Here I’m not necessarily looking for a right or wrong answer to this question, i.e. if you selected SET NULL but you should have selected CASCADE…that’s not the goal; rather I want to make sure you understand the differences between these options enough to justify your selection. Again it matters less which one you choose vs. that you explain your choice to me in a way that demonstrates comprehension.
Part 3) Entity Relationship Diagram
Now that you’ve created your database, imported your data, and designated your primary and foreign keys, you’ll need to create the official ERD to be able to communicate this table structure to all business users as well as send back to the PBM so that they have for reference.
- Create an ERD of your star schema fact and dimension tables using MySQL (you can use ERDPlus instead if you want).
- Be sure to label your PKs and FKs as we did in lab 2. (For Mac users, I know the red key does not appear for FKs and that is ok, I will know that is your designated FK in that table even without the red key)
- Also, be sure that your tables are labeled as either facts or dimensions. This is easy to do if your table name also reflects the type of table that it is per Part 1.
- To be true to the star schema format, the fact table should be placed in the middle of your diagram and all dimension tables should fan out from there as we saw in class
- Export your star schema as a single page PDF. Include your PDF in your final folder submission.
If your ERD is not fitting the page well on your PDF, along the top menu bar, first click on Model then Diagram Properties and Size. In the box that opens up make sure that it is set to one page like this:
Part 4) Analytics and Reporting
With your database set up and ERD drawn, you want to also provide the business users with some sample queries they will likely need to analyze the production data once it is sent from the PBM.
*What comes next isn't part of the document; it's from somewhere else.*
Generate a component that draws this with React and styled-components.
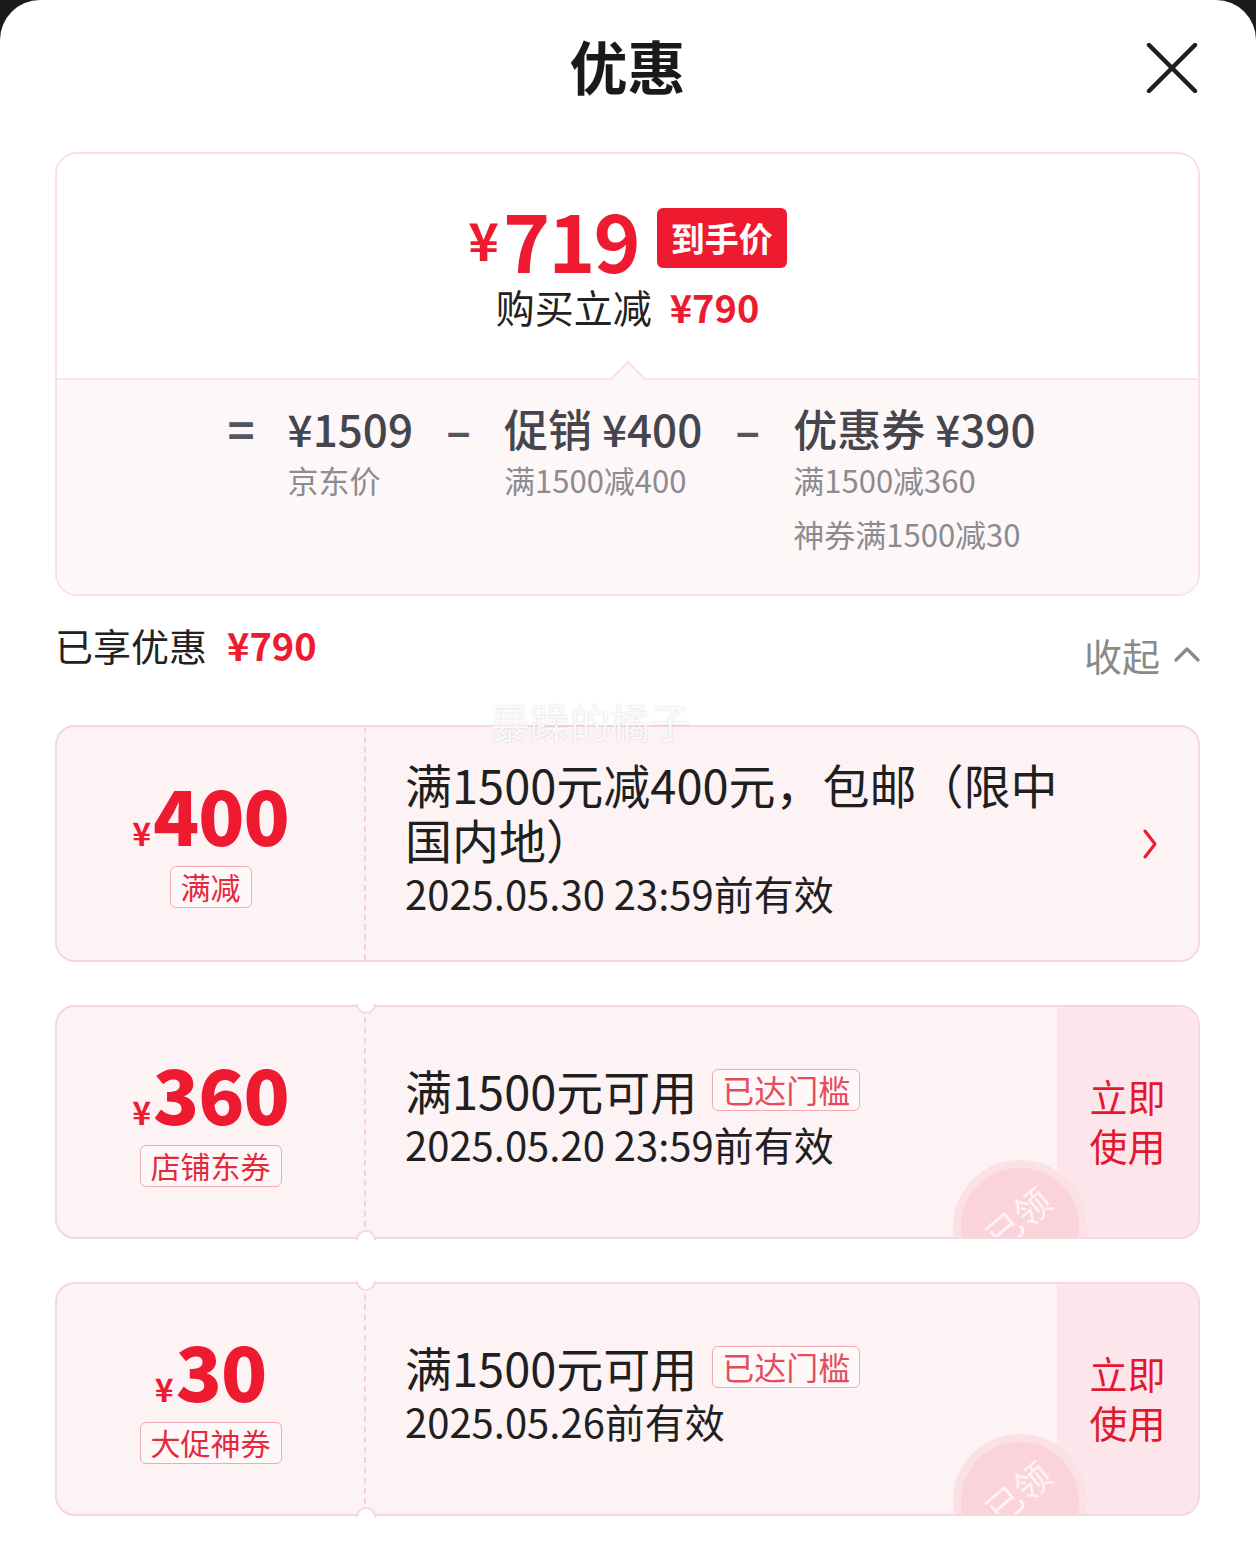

For now you develop the queries on the sample data even though you don’t really need them since it’s not very large, however in the future this will be expanded to several thousand per month so it’s good to plan ahead for the go-live date.
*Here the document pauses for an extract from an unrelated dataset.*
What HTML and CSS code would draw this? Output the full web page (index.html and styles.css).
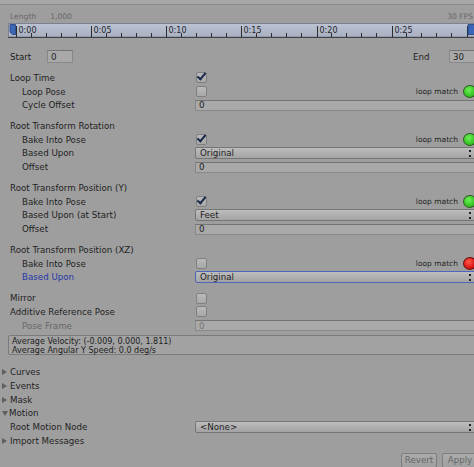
FILE: index.html
```html
<!DOCTYPE html>
<html lang="en">
<head>
    <meta charset="UTF-8">
    <title>Animation Clip Import Settings</title>
    <link rel="stylesheet" href="styles.css">
</head>
<body>
<div class="inspector">
    <div class="topbar"></div>

    <div class="clip-info">
        <span>Length</span>
        <span class="len-value">1,000</span>
        <span class="fps">30 FPS</span>
    </div>

    <!-- frame ruler, one tick per frame, labels every 5 frames -->
    <div class="timeline">
        <svg width="478" height="15" viewBox="0 0 478 15">
            <defs>
                <linearGradient id="barFill" x1="0" y1="0" x2="0" y2="1">
                    <stop offset="0" stop-color="#bcc3d2"/>
                    <stop offset="1" stop-color="#a8b0c1"/>
                </linearGradient>
            </defs>
            <rect x="8.5" y="0.5" width="470" height="13.5" fill="url(#barFill)" stroke="#7d8290"/>
            <line x1="8" y1="14.5" x2="478" y2="14.5" stroke="#3f4147"/>
            <path d="M31.5 10V14M46.5 10V14M61.5 10V14M76.5 10V14M106.5 10V14M121.5 10V14M136.5 10V14M151.5 10V14M181.5 10V14M196.5 10V14M211.5 10V14M226.5 10V14M256.5 10V14M271.5 10V14M286.5 10V14M301.5 10V14M331.5 10V14M346.5 10V14M361.5 10V14M376.5 10V14M406.5 10V14M421.5 10V14M436.5 10V14M451.5 10V14" stroke="#2b2d33"/>
            <path d="M16.5 3V14M91.5 3V14M166.5 3V14M241.5 3V14M317.5 3V14M392.5 3V14M467.5 3V14" stroke="#2b2d33"/>
            <g class="ruler-text">
                <text x="18.5" y="9.5">0:00</text>
                <text x="93.5" y="9.5">0:05</text>
                <text x="168.5" y="9.5">0:10</text>
                <text x="243.5" y="9.5">0:15</text>
                <text x="319.5" y="9.5">0:20</text>
                <text x="394.5" y="9.5">0:25</text>
            </g>
            <polygon points="10,1.5 15.5,1.5 15.5,11.5 12.5,11.5 10,9" fill="#3c66b8" stroke="#24407e" stroke-width="0.8"/>
            <polygon points="468,1.5 474,1.5 476,4 476,11.5 468,11.5" fill="#3c66b8" stroke="#24407e" stroke-width="0.8"/>
        </svg>
    </div>

    <div class="range-row">
        <span class="range-label">Start</span>
        <span class="field range-field">0</span>
        <span class="range-label end-label">End</span>
        <span class="field range-field end-field">30</span>
    </div>

    <div class="group first">
        <div class="row">
            <div class="label">Loop Time</div>
            <div class="control"><span class="check on"></span></div>
        </div>
        <div class="row sub">
            <div class="label">Loop Pose</div>
            <div class="control">
                <span class="check"></span>
                <span class="loop-match">loop match <span class="lamp green"></span></span>
            </div>
        </div>
        <div class="row sub">
            <div class="label">Cycle Offset</div>
            <div class="control"><span class="field wide">0</span></div>
        </div>
    </div>

    <div class="group">
        <div class="row">
            <div class="label">Root Transform Rotation</div>
        </div>
        <div class="row sub">
            <div class="label">Bake Into Pose</div>
            <div class="control">
                <span class="check on"></span>
                <span class="loop-match">loop match <span class="lamp green"></span></span>
            </div>
        </div>
        <div class="row sub">
            <div class="label">Based Upon</div>
            <div class="control"><span class="popup">Original<span class="popup-arrow"></span></span></div>
        </div>
        <div class="row sub">
            <div class="label">Offset</div>
            <div class="control"><span class="field wide">0</span></div>
        </div>
    </div>

    <div class="group">
        <div class="row">
            <div class="label">Root Transform Position (Y)</div>
        </div>
        <div class="row sub">
            <div class="label">Bake Into Pose</div>
            <div class="control">
                <span class="check on"></span>
                <span class="loop-match">loop match <span class="lamp green"></span></span>
            </div>
        </div>
        <div class="row sub">
            <div class="label">Based Upon (at Start)</div>
            <div class="control"><span class="popup">Feet<span class="popup-arrow"></span></span></div>
        </div>
        <div class="row sub">
            <div class="label">Offset</div>
            <div class="control"><span class="field wide">0</span></div>
        </div>
    </div>

    <div class="group">
        <div class="row">
            <div class="label">Root Transform Position (XZ)</div>
        </div>
        <div class="row sub">
            <div class="label">Bake Into Pose</div>
            <div class="control">
                <span class="check"></span>
                <span class="loop-match">loop match <span class="lamp red"></span></span>
            </div>
        </div>
        <div class="row sub focused">
            <div class="label">Based Upon</div>
            <div class="control"><span class="popup">Original<span class="popup-arrow"></span></span></div>
        </div>
    </div>

    <div class="group">
        <div class="row">
            <div class="label">Mirror</div>
            <div class="control"><span class="check"></span></div>
        </div>
        <div class="row">
            <div class="label">Additive Reference Pose</div>
            <div class="control"><span class="check"></span></div>
        </div>
        <div class="row sub disabled">
            <div class="label">Pose Frame</div>
            <div class="control"><span class="field wide">0</span></div>
        </div>
    </div>

    <div class="stats">
        <div>Average Velocity: (-0.009, 0.000, 1.811)</div>
        <div>Average Angular Y Speed: 0.0 deg/s</div>
    </div>

    <div class="foldouts">
        <div class="fold"><span class="arrow"></span>Curves</div>
        <div class="fold"><span class="arrow"></span>Events</div>
        <div class="fold"><span class="arrow"></span>Mask</div>
        <div class="fold open"><span class="arrow"></span>Motion</div>
        <div class="row">
            <div class="label">Root Motion Node</div>
            <div class="control"><span class="popup">&lt;None&gt;<span class="popup-arrow"></span></span></div>
        </div>
        <div class="fold"><span class="arrow"></span>Import Messages</div>
    </div>

    <div class="footer">
        <span class="btn">Revert</span>
        <span class="btn">Apply</span>
    </div>
</div>
</body>
</html>
```

FILE: styles.css
```css
body {
    margin: 0;
    overflow: hidden;
    background: #9e9e9e;
    font-family: "DejaVu Sans", sans-serif;
    font-size: 8.7px;
    color: #1e1e1e;
}
.inspector {
    width: 478px;
}
.topbar {
    height: 4px;
    background: #a7a7a7;
    border-bottom: 1px solid #8a8a8a;
}

/* clip header */
.clip-info {
    display: flex;
    align-items: center;
    height: 13px;
    margin-top: 5px;
    padding-left: 10px;
    font-size: 7.6px;
    color: #676767;
}
.len-value {
    margin-left: 14px;
}
.fps {
    margin-left: auto;
    padding-right: 5px;
}
.timeline svg {
    display: block;
}
.ruler-text {
    font-family: "DejaVu Sans", sans-serif;
    font-size: 8px;
    fill: #23252b;
}
.range-row {
    display: flex;
    align-items: center;
    height: 13px;
    margin-top: 12px;
    padding-left: 10px;
}
.range-label {
    width: 37px;
}
.end-label {
    margin-left: auto;
    width: 36px;
}
.range-field {
    width: 26px;
    height: 13px;
}
.end-field {
    width: 29px;
}

/* property rows */
.group {
    margin-top: 7.2px;
}
.group.first {
    margin-top: 8px;
}
.row {
    display: flex;
    align-items: center;
    height: 13.7px;
}
.label {
    width: 195px;
    padding-left: 10px;
    box-sizing: border-box;
    white-space: nowrap;
}
.row.sub .label {
    padding-left: 22px;
}
.row.focused .label {
    color: #2538a8;
}
.row.disabled .label {
    color: #686868;
}
.row.disabled .field {
    color: #747474;
}
.control {
    flex: 1;
    display: flex;
    align-items: center;
    min-width: 0;
    margin-right: 1px;
}

.field {
    display: flex;
    align-items: center;
    box-sizing: border-box;
    padding-left: 3px;
    background: #a9a9a9;
    border: 1px solid #888;
    border-top-color: #747474;
}
.field.wide {
    flex: 1;
    height: 11px;
}

.check {
    position: relative;
    width: 9px;
    height: 9px;
    margin-left: 1px;
    border: 1px solid #808080;
    border-radius: 2px;
    background: linear-gradient(#bababa, #a8a8a8);
}
.check.on::after {
    content: "";
    position: absolute;
    left: 1px;
    top: -2px;
    width: 3px;
    height: 7px;
    margin-left: 1px;
    border-right: 2px solid #1b2849;
    border-bottom: 2px solid #1b2849;
    transform: rotate(40deg);
}

.loop-match {
    margin-left: auto;
    display: flex;
    align-items: center;
    gap: 5px;
    font-size: 7.5px;
}
.lamp {
    width: 12px;
    height: 11px;
    border-radius: 50%;
}
.lamp.green {
    border: 1px solid #2c5f1c;
    background: radial-gradient(circle at 40% 35%, #6ef05a, #35c222 60%, #249016);
}
.lamp.red {
    border: 1px solid #6a1010;
    background: radial-gradient(circle at 40% 35%, #ff5a4a, #d81414 60%, #a00c0c);
}

.popup {
    flex: 1;
    display: flex;
    align-items: center;
    justify-content: space-between;
    height: 12px;
    box-sizing: border-box;
    padding: 0 5px 0 4px;
    border: 1px solid #767676;
    border-radius: 2px;
    background: linear-gradient(#bdbdbd, #a3a3a3);
}
.row.focused .popup {
    border-color: #4f64bc;
}
.popup-arrow {
    width: 2px;
    height: 7px;
    background:
        linear-gradient(#222, #222) top / 100% 2px no-repeat,
        linear-gradient(#222, #222) bottom / 100% 2px no-repeat;
}

/* root motion summary */
.stats {
    margin: 2.7px 0 0 8px;
    height: 20px;
    box-sizing: border-box;
    padding: 1px 3px 0;
    border: 1px solid #7b7b7b;
    border-radius: 2px;
    background: #a2a2a2;
    font-size: 8px;
    line-height: 9px;
}

.foldouts {
    margin-top: 10px;
}
.fold {
    display: flex;
    align-items: center;
    height: 13.8px;
    padding-left: 2px;
}
.arrow {
    width: 0;
    height: 0;
    margin-right: 3px;
    border-left: 5px solid #5f5f5f;
    border-top: 3.5px solid transparent;
    border-bottom: 3.5px solid transparent;
}
.fold.open .arrow {
    margin-right: 1px;
    border-left: 3.5px solid transparent;
    border-right: 3.5px solid transparent;
    border-top: 5px solid #5f5f5f;
    border-bottom: none;
}
.foldouts .row {
    height: 13.8px;
}

.footer {
    display: flex;
    justify-content: flex-end;
    gap: 5px;
    margin-top: 5px;
}
.btn {
    display: flex;
    align-items: center;
    justify-content: center;
    width: 36px;
    height: 15px;
    box-sizing: border-box;
    border: 1px solid #7d7d7d;
    border-radius: 2px;
    background: linear-gradient(#ababab, #a0a0a0);
    color: #666;
}
```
- Write a SQL query that identifies the number of prescriptions grouped by drug name. Paste your output to this query in the space below here; your code should be included in your .sql file.
- Also answer this question: How many prescriptions were filled for the drug Ambien?
- Write a SQL query that counts total prescriptions, counts unique (i.e. distinct) members, sums copay $$, and sums insurance paid $$, for members grouped as either ‘age 65+’ or ’ < 65’. Use case statement logic to develop this query similar to lecture 3. Paste your output in the space below here; your code should be included in your .sql file.
- Also answer these questions: How many unique members are over 65 years of age?
- How many prescriptions did they fill?
- Write a SQL query that identifies the amount paid by the insurance for the most recent prescription fill date. Use the format that we learned with SQL Window functions. Your output should be a table with member_id, member_first_name, member_last_name, drug_name, fill_date (most recent), and most recent insurance paid. Paste your output in the space below here; your code should be included in your .sql file.
- Also answer these questions: For member ID 10003, what was the drug name listed on their most recent fill date?
- How much did their insurance pay for that medication?
Submit one MS Word Document and one SQL program file into the Final project drop box in week 5.
Make sure your name is in both of your filenames
Also, submit all CSV files you generated in excel as part of your submission
Also, submit your ERD as a PDF export from MySQL Workbench
All CSV Files you imported into MySQL Workbench submit those to the drop box as well.